Unsupervised Object Detection with Theoretical Guarantees
This work addresses the lack of theoretical guarantees in unsupervised object detection for researchers and practitioners, representing a novel foundational advancement rather than an incremental improvement.
The authors tackled the problem of unsupervised object detection by developing a method with theoretical guarantees to recover true object positions up to quantifiable small shifts, validated through synthetic experiments with pixel-level precision and CLEVR-based data showing errors within theoretical bounds.

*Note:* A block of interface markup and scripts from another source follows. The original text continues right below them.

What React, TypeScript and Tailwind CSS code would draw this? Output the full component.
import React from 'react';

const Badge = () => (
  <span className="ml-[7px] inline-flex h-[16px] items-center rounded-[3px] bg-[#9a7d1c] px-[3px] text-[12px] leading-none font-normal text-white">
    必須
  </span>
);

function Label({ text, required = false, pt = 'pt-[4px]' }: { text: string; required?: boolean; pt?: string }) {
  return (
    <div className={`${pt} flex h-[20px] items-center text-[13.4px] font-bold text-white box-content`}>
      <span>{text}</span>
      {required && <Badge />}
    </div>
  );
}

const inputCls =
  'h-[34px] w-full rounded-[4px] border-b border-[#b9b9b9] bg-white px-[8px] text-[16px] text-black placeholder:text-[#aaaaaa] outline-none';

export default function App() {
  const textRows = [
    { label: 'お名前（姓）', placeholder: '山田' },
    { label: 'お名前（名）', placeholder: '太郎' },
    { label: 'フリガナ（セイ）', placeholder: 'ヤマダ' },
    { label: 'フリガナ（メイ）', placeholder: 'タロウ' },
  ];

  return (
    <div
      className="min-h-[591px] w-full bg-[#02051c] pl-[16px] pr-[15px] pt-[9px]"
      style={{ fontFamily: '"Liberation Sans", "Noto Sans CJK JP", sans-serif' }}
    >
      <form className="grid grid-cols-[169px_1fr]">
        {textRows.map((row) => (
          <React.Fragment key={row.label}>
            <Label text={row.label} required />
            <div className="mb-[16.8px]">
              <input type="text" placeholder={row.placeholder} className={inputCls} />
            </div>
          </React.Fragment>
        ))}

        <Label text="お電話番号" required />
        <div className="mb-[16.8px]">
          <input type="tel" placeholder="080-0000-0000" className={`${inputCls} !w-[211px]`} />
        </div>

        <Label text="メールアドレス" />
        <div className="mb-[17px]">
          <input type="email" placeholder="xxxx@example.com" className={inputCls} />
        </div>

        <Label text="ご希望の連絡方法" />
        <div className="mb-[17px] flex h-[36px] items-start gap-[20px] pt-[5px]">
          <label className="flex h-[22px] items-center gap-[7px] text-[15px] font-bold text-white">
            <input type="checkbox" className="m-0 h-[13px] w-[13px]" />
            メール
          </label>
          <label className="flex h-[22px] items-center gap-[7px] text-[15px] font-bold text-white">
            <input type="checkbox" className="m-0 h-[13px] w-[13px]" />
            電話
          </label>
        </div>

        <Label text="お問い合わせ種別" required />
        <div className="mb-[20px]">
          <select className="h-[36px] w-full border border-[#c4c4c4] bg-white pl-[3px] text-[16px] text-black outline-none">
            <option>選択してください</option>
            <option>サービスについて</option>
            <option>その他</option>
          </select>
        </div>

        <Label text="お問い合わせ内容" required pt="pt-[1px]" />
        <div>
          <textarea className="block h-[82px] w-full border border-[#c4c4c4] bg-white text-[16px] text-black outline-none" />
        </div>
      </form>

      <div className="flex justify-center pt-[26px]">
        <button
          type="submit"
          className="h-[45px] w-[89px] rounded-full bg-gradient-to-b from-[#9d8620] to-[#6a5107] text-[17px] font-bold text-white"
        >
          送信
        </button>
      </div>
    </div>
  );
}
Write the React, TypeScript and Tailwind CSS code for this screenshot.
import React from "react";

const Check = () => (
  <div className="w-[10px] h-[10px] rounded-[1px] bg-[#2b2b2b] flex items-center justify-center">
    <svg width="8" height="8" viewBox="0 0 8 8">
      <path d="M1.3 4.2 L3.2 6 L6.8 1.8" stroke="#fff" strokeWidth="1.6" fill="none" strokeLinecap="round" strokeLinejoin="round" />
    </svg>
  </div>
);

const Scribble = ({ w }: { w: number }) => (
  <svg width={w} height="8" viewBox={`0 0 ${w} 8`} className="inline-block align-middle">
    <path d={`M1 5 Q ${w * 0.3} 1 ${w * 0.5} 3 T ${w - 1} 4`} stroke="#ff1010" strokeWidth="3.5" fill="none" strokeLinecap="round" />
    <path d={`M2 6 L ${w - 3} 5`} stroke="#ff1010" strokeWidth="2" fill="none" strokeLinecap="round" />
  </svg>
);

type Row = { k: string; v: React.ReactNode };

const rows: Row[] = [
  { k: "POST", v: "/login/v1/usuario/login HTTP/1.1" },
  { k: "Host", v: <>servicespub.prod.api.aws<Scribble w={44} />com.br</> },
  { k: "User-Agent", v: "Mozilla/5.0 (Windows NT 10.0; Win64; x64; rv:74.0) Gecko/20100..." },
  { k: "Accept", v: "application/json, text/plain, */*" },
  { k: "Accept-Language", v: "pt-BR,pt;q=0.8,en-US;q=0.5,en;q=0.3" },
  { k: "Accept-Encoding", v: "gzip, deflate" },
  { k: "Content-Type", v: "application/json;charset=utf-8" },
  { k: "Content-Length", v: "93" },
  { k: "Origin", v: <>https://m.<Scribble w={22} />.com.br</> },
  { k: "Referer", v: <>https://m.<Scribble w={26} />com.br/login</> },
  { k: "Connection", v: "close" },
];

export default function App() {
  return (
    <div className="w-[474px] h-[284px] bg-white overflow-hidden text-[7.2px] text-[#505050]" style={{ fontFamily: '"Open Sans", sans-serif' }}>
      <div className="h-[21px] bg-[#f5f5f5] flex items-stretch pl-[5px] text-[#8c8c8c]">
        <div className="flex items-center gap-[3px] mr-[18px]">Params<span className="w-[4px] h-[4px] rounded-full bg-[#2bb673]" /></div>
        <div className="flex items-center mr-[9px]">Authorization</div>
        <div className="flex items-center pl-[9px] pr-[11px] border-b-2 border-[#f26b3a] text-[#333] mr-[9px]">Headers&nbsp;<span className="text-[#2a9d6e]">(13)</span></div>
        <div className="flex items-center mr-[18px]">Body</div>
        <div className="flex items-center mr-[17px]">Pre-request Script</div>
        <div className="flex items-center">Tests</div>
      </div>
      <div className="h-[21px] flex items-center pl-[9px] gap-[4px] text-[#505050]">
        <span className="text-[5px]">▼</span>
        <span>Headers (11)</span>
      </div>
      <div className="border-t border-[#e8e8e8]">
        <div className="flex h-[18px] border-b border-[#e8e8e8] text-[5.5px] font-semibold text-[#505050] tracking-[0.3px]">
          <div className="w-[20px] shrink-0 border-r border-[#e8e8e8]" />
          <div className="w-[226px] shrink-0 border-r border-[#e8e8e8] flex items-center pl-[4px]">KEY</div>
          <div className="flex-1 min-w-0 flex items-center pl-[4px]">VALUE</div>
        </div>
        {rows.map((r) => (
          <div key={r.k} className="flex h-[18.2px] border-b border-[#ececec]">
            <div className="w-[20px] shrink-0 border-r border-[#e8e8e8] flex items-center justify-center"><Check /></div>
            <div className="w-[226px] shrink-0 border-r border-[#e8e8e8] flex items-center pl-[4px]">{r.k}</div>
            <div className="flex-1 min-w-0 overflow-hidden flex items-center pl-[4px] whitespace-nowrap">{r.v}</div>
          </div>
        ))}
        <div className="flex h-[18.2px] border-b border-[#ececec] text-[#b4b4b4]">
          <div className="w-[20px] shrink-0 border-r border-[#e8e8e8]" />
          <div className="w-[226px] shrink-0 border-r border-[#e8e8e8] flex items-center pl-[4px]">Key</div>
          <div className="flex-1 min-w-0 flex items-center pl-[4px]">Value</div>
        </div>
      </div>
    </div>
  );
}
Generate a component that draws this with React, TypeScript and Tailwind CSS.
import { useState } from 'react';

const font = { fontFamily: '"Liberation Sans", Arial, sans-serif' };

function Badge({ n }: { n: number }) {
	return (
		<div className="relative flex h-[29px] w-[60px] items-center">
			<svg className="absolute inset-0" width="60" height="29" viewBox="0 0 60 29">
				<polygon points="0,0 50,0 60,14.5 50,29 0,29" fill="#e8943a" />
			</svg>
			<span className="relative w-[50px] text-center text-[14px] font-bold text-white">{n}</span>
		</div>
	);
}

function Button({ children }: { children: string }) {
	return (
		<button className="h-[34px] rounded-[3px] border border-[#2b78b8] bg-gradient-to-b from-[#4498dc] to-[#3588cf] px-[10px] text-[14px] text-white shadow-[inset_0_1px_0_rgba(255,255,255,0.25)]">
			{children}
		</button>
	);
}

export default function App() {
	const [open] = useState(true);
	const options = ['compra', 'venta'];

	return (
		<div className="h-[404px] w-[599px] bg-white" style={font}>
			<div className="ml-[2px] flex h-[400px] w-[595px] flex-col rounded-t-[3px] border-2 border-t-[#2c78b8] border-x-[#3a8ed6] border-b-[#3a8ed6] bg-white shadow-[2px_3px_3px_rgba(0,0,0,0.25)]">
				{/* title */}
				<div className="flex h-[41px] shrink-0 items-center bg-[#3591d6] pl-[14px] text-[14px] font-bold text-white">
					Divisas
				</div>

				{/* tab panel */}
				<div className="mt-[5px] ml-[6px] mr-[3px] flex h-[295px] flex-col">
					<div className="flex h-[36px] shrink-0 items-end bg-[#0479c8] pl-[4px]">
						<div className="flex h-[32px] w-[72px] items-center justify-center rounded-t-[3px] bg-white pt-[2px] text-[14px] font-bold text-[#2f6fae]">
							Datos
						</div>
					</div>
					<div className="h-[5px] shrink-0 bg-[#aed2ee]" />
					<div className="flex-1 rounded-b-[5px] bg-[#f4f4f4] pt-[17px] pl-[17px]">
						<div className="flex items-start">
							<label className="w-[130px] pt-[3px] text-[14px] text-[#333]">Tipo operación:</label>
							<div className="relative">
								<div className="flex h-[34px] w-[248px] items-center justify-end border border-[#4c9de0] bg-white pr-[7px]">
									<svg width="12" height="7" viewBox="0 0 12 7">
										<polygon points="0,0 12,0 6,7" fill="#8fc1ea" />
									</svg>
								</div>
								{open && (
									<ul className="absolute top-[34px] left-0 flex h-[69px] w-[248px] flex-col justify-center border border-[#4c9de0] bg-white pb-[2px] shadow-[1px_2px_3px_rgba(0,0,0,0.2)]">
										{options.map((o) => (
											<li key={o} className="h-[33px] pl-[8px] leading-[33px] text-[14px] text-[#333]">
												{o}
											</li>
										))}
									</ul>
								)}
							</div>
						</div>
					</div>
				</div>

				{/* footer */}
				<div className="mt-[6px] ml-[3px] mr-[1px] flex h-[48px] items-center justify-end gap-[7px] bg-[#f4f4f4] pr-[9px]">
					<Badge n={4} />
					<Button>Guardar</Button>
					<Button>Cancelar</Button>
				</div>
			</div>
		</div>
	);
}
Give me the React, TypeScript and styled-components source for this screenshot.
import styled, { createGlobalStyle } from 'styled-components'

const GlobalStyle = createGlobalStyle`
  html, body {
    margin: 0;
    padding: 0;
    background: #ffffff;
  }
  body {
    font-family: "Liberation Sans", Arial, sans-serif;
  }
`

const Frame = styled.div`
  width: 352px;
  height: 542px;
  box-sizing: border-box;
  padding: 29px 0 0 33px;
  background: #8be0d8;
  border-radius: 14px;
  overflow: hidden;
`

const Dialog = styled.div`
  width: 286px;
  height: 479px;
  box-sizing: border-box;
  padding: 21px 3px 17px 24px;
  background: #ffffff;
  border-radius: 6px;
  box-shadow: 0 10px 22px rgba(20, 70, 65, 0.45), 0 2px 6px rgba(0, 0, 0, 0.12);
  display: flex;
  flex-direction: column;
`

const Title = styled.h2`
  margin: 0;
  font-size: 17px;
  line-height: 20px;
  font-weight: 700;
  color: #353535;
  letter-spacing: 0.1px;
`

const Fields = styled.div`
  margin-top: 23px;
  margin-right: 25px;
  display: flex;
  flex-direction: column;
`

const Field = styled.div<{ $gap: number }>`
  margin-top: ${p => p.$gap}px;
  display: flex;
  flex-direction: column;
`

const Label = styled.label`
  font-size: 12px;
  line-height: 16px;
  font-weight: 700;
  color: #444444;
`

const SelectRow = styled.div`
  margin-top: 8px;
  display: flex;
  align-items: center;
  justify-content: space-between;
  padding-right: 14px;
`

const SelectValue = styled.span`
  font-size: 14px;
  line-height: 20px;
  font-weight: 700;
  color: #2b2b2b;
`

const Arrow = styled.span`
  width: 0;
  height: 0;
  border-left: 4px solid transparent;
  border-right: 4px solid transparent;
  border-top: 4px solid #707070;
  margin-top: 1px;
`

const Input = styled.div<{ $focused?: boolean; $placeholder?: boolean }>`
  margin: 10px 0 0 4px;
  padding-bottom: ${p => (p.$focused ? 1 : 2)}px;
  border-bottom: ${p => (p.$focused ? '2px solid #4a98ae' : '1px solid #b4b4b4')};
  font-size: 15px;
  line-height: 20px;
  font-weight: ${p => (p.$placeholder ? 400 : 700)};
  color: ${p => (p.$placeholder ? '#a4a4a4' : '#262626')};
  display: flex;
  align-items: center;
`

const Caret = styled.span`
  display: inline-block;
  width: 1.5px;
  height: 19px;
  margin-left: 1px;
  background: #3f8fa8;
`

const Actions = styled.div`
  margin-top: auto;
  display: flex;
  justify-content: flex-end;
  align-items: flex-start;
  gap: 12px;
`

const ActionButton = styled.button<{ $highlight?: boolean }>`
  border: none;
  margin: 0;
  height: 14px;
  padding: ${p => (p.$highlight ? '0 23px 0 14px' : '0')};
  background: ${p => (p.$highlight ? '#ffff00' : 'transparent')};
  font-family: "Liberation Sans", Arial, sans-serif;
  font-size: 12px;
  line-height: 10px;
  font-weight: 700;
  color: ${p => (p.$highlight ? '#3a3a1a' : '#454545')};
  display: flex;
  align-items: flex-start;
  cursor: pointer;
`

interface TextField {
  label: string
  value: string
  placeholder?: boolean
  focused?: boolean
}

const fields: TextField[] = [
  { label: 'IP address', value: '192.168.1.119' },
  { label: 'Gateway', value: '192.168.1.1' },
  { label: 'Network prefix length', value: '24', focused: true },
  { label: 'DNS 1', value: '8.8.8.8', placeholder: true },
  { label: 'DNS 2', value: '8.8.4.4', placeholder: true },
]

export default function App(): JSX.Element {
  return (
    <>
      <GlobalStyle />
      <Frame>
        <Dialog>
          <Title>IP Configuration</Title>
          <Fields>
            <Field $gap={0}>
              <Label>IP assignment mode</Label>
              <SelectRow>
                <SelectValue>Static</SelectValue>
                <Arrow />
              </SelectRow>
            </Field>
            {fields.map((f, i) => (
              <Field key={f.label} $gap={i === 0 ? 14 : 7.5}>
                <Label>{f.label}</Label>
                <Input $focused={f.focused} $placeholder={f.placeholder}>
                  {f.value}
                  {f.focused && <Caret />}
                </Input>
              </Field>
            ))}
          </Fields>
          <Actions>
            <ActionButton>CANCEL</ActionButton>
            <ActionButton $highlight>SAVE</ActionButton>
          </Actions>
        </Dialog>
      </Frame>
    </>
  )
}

Unsupervised object detection using deep neural networks is typically a difficult problem with few to no guarantees about the learned representation. In this work we present the first unsupervised object detection method that is theoretically guaranteed to recover the true object positions up to quantifiable small shifts. We develop an unsupervised object detection architecture and prove that the learned variables correspond to the true object positions up to small shifts related to the encoder and decoder receptive field sizes, the object sizes, and the widths of the Gaussians used in the rendering process. We perform detailed analysis of how the error depends on each of these variables and perform synthetic experiments validating our theoretical predictions up to a precision of individual pixels. We also perform experiments on CLEVR-based data and show that, unlike current SOTA object detection methods (SAM, CutLER), our method's prediction errors always lie within our theoretical bounds. We hope that this work helps open up an avenue of research into object detection methods with theoretical guarantees.